Recorded data:
———

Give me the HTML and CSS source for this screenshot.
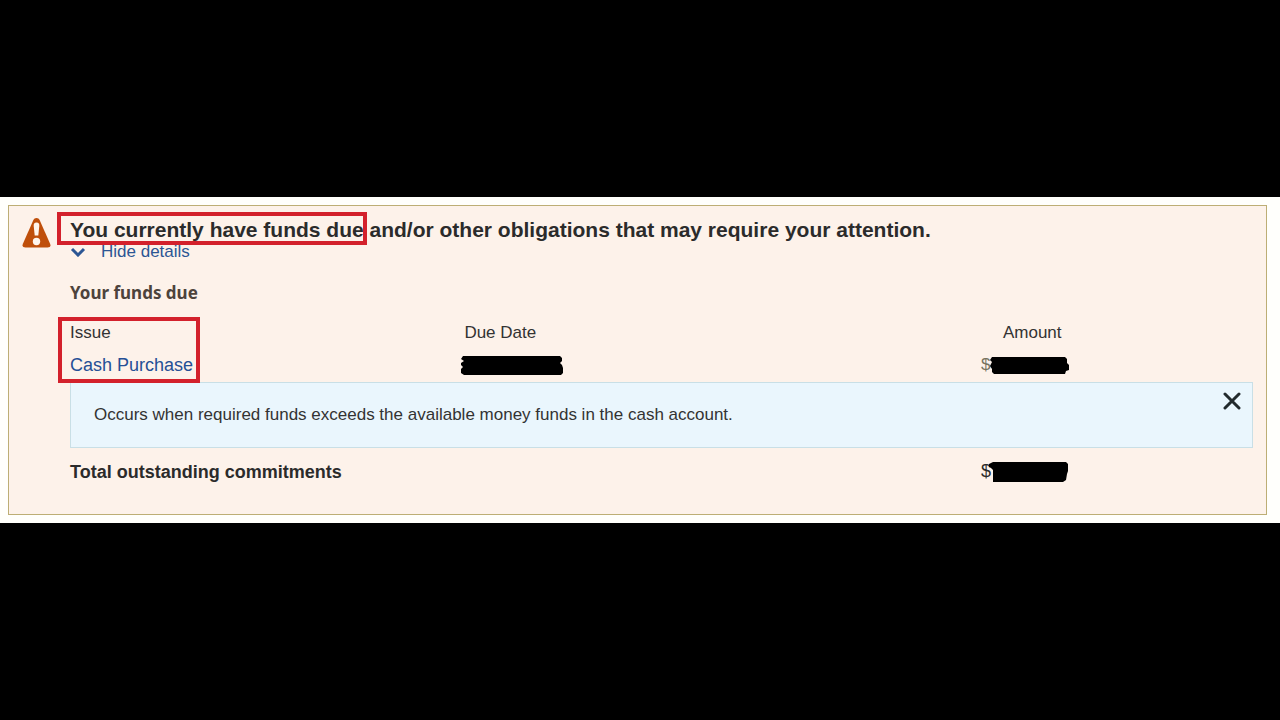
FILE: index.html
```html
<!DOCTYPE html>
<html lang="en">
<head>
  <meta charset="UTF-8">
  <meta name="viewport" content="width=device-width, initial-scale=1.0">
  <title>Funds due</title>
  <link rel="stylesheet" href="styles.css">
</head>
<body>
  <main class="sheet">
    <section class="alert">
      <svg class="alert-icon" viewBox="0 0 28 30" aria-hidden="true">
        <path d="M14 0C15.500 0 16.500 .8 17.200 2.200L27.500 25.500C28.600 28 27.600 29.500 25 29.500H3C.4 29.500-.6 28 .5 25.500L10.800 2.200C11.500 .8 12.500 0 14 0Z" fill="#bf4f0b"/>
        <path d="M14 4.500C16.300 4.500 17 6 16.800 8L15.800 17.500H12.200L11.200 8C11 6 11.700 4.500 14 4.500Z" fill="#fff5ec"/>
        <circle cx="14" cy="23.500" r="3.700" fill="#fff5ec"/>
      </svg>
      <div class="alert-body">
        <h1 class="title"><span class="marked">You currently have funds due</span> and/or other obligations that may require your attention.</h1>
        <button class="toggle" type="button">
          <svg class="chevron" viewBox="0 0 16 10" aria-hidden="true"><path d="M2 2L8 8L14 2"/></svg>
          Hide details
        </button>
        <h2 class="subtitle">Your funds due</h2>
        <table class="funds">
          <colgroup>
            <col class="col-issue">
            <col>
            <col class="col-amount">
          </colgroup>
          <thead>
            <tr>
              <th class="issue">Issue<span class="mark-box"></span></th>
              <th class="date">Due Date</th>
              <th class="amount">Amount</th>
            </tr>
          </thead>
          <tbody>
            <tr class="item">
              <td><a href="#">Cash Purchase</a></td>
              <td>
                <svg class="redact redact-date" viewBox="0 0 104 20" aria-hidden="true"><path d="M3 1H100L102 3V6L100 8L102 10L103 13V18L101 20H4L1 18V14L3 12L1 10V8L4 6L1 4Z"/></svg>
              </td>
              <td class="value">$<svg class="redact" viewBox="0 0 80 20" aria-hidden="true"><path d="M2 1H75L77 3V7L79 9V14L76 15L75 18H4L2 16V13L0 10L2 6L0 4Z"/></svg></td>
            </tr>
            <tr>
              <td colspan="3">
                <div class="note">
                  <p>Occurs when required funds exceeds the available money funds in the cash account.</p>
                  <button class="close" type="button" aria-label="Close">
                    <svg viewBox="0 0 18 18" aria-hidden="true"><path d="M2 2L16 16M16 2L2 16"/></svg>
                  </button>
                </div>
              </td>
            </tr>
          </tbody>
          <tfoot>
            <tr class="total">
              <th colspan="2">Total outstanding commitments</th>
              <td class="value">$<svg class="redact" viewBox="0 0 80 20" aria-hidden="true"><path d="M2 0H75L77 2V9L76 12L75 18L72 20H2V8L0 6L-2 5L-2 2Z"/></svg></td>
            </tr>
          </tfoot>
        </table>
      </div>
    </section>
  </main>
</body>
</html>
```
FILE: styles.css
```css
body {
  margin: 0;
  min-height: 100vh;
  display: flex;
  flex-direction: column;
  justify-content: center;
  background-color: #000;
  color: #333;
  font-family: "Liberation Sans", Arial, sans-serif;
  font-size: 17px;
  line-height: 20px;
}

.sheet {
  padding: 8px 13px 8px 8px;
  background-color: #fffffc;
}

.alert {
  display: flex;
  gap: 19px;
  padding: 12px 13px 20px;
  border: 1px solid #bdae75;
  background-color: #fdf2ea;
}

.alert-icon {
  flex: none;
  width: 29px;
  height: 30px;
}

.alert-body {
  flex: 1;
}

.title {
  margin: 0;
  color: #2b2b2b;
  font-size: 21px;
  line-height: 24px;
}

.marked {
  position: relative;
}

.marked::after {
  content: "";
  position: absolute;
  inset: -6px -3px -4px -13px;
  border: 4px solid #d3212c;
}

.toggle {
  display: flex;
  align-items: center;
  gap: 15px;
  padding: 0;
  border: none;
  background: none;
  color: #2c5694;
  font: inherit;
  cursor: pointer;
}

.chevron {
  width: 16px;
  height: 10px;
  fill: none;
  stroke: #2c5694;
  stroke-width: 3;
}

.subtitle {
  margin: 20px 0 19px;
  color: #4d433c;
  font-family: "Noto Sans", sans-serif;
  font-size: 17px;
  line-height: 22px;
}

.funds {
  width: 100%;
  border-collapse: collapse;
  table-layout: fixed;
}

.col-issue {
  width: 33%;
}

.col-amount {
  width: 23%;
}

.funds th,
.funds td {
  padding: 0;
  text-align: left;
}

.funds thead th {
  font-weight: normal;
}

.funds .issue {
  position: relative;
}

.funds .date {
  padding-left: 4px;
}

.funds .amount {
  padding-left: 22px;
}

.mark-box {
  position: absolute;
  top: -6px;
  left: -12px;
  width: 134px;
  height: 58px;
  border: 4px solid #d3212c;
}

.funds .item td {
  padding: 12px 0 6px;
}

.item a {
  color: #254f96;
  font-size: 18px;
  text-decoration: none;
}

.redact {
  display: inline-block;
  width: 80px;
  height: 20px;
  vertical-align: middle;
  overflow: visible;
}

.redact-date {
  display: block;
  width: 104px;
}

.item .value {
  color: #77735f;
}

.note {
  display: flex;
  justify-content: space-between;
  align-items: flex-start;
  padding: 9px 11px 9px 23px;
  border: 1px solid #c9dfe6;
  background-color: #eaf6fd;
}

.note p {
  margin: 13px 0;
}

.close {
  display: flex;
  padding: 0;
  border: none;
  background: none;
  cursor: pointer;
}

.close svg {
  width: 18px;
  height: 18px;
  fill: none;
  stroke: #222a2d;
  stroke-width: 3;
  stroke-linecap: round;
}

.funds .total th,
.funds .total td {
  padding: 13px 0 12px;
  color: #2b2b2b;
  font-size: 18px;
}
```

———

Aim:
Copy out the whole listing exactly, and don't carry over any pictures.

Problem solution:
Give me the HTML and CSS source for this screenshot.
FILE: index.html
```html
<!DOCTYPE html>
<html lang="en">
<head>
  <meta charset="UTF-8">
  <meta name="viewport" content="width=device-width, initial-scale=1.0">
  <title>Funds due</title>
  <link rel="stylesheet" href="styles.css">
</head>
<body>
  <main class="sheet">
    <section class="alert">
      <svg class="alert-icon" viewBox="0 0 28 30" aria-hidden="true">
        <path d="M14 0C15.500 0 16.500 .8 17.200 2.200L27.500 25.500C28.600 28 27.600 29.500 25 29.500H3C.4 29.500-.6 28 .5 25.500L10.800 2.200C11.500 .8 12.500 0 14 0Z" fill="#bf4f0b"/>
        <path d="M14 4.500C16.300 4.500 17 6 16.800 8L15.800 17.500H12.200L11.200 8C11 6 11.700 4.500 14 4.500Z" fill="#fff5ec"/>
        <circle cx="14" cy="23.500" r="3.700" fill="#fff5ec"/>
      </svg>
      <div class="alert-body">
        <h1 class="title"><span class="marked">You currently have funds due</span> and/or other obligations that may require your attention.</h1>
        <button class="toggle" type="button">
          <svg class="chevron" viewBox="0 0 16 10" aria-hidden="true"><path d="M2 2L8 8L14 2"/></svg>
          Hide details
        </button>
        <h2 class="subtitle">Your funds due</h2>
        <table class="funds">
          <colgroup>
            <col class="col-issue">
            <col>
            <col class="col-amount">
          </colgroup>
          <thead>
            <tr>
              <th class="issue">Issue<span class="mark-box"></span></th>
              <th class="date">Due Date</th>
              <th class="amount">Amount</th>
            </tr>
          </thead>
          <tbody>
            <tr class="item">
              <td><a href="#">Cash Purchase</a></td>
              <td>
                <svg class="redact redact-date" viewBox="0 0 104 20" aria-hidden="true"><path d="M3 1H100L102 3V6L100 8L102 10L103 13V18L101 20H4L1 18V14L3 12L1 10V8L4 6L1 4Z"/></svg>
              </td>
              <td class="value">$<svg class="redact" viewBox="0 0 80 20" aria-hidden="true"><path d="M2 1H75L77 3V7L79 9V14L76 15L75 18H4L2 16V13L0 10L2 6L0 4Z"/></svg></td>
            </tr>
            <tr>
              <td colspan="3">
                <div class="note">
                  <p>Occurs when required funds exceeds the available money funds in the cash account.</p>
                  <button class="close" type="button" aria-label="Close">
                    <svg viewBox="0 0 18 18" aria-hidden="true"><path d="M2 2L16 16M16 2L2 16"/></svg>
                  </button>
                </div>
              </td>
            </tr>
          </tbody>
          <tfoot>
            <tr class="total">
              <th colspan="2">Total outstanding commitments</th>
              <td class="value">$<svg class="redact" viewBox="0 0 80 20" aria-hidden="true"><path d="M2 0H75L77 2V9L76 12L75 18L72 20H2V8L0 6L-2 5L-2 2Z"/></svg></td>
            </tr>
          </tfoot>
        </table>
      </div>
    </section>
  </main>
</body>
</html>
```
FILE: styles.css
```css
body {
  margin: 0;
  min-height: 100vh;
  display: flex;
  flex-direction: column;
  justify-content: center;
  background-color: #000;
  color: #333;
  font-family: "Liberation Sans", Arial, sans-serif;
  font-size: 17px;
  line-height: 20px;
}

.sheet {
  padding: 8px 13px 8px 8px;
  background-color: #fffffc;
}

.alert {
  display: flex;
  gap: 19px;
  padding: 12px 13px 20px;
  border: 1px solid #bdae75;
  background-color: #fdf2ea;
}

.alert-icon {
  flex: none;
  width: 29px;
  height: 30px;
}

.alert-body {
  flex: 1;
}

.title {
  margin: 0;
  color: #2b2b2b;
  font-size: 21px;
  line-height: 24px;
}

.marked {
  position: relative;
}

.marked::after {
  content: "";
  position: absolute;
  inset: -6px -3px -4px -13px;
  border: 4px solid #d3212c;
}

.toggle {
  display: flex;
  align-items: center;
  gap: 15px;
  padding: 0;
  border: none;
  background: none;
  color: #2c5694;
  font: inherit;
  cursor: pointer;
}

.chevron {
  width: 16px;
  height: 10px;
  fill: none;
  stroke: #2c5694;
  stroke-width: 3;
}

.subtitle {
  margin: 20px 0 19px;
  color: #4d433c;
  font-family: "Noto Sans", sans-serif;
  font-size: 17px;
  line-height: 22px;
}

.funds {
  width: 100%;
  border-collapse: collapse;
  table-layout: fixed;
}

.col-issue {
  width: 33%;
}

.col-amount {
  width: 23%;
}

.funds th,
.funds td {
  padding: 0;
  text-align: left;
}

.funds thead th {
  font-weight: normal;
}

.funds .issue {
  position: relative;
}

.funds .date {
  padding-left: 4px;
}

.funds .amount {
  padding-left: 22px;
}

.mark-box {
  position: absolute;
  top: -6px;
  left: -12px;
  width: 134px;
  height: 58px;
  border: 4px solid #d3212c;
}

.funds .item td {
  padding: 12px 0 6px;
}

.item a {
  color: #254f96;
  font-size: 18px;
  text-decoration: none;
}

.redact {
  display: inline-block;
  width: 80px;
  height: 20px;
  vertical-align: middle;
  overflow: visible;
}

.redact-date {
  display: block;
  width: 104px;
}

.item .value {
  color: #77735f;
}

.note {
  display: flex;
  justify-content: space-between;
  align-items: flex-start;
  padding: 9px 11px 9px 23px;
  border: 1px solid #c9dfe6;
  background-color: #eaf6fd;
}

.note p {
  margin: 13px 0;
}

.close {
  display: flex;
  padding: 0;
  border: none;
  background: none;
  cursor: pointer;
}

.close svg {
  width: 18px;
  height: 18px;
  fill: none;
  stroke: #222a2d;
  stroke-width: 3;
  stroke-linecap: round;
}

.funds .total th,
.funds .total td {
  padding: 13px 0 12px;
  color: #2b2b2b;
  font-size: 18px;
}
```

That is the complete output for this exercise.